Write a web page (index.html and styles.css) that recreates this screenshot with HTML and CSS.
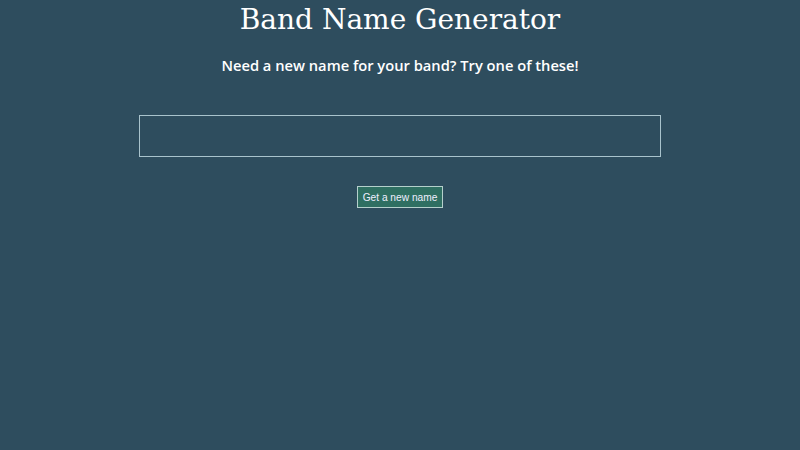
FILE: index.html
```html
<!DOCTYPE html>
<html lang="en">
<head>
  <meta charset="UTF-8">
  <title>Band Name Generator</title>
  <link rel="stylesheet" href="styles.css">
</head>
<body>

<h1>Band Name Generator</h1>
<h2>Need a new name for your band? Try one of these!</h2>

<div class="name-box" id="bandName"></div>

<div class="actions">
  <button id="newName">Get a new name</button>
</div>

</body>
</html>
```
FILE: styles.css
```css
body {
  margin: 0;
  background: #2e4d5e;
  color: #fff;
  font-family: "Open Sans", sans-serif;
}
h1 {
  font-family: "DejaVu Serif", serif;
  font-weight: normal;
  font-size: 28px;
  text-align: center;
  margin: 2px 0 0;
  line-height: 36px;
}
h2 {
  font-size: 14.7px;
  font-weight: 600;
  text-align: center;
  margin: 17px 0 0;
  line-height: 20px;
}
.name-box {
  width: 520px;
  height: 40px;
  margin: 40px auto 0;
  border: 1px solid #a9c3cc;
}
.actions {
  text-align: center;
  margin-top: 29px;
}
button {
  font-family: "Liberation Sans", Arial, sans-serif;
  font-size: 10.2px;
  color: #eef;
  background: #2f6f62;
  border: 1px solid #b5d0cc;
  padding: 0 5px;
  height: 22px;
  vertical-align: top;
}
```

• _Task_: Leaving out the pictures, repeat the data above exactly.

• _Task result_:
Write a web page (index.html and styles.css) that recreates this screenshot with HTML and CSS.
FILE: index.html
```html
<!DOCTYPE html>
<html lang="en">
<head>
  <meta charset="UTF-8">
  <title>Band Name Generator</title>
  <link rel="stylesheet" href="styles.css">
</head>
<body>

<h1>Band Name Generator</h1>
<h2>Need a new name for your band? Try one of these!</h2>

<div class="name-box" id="bandName"></div>

<div class="actions">
  <button id="newName">Get a new name</button>
</div>

</body>
</html>
```
FILE: styles.css
```css
body {
  margin: 0;
  background: #2e4d5e;
  color: #fff;
  font-family: "Open Sans", sans-serif;
}
h1 {
  font-family: "DejaVu Serif", serif;
  font-weight: normal;
  font-size: 28px;
  text-align: center;
  margin: 2px 0 0;
  line-height: 36px;
}
h2 {
  font-size: 14.7px;
  font-weight: 600;
  text-align: center;
  margin: 17px 0 0;
  line-height: 20px;
}
.name-box {
  width: 520px;
  height: 40px;
  margin: 40px auto 0;
  border: 1px solid #a9c3cc;
}
.actions {
  text-align: center;
  margin-top: 29px;
}
button {
  font-family: "Liberation Sans", Arial, sans-serif;
  font-size: 10.2px;
  color: #eef;
  background: #2f6f62;
  border: 1px solid #b5d0cc;
  padding: 0 5px;
  height: 22px;
  vertical-align: top;
}
```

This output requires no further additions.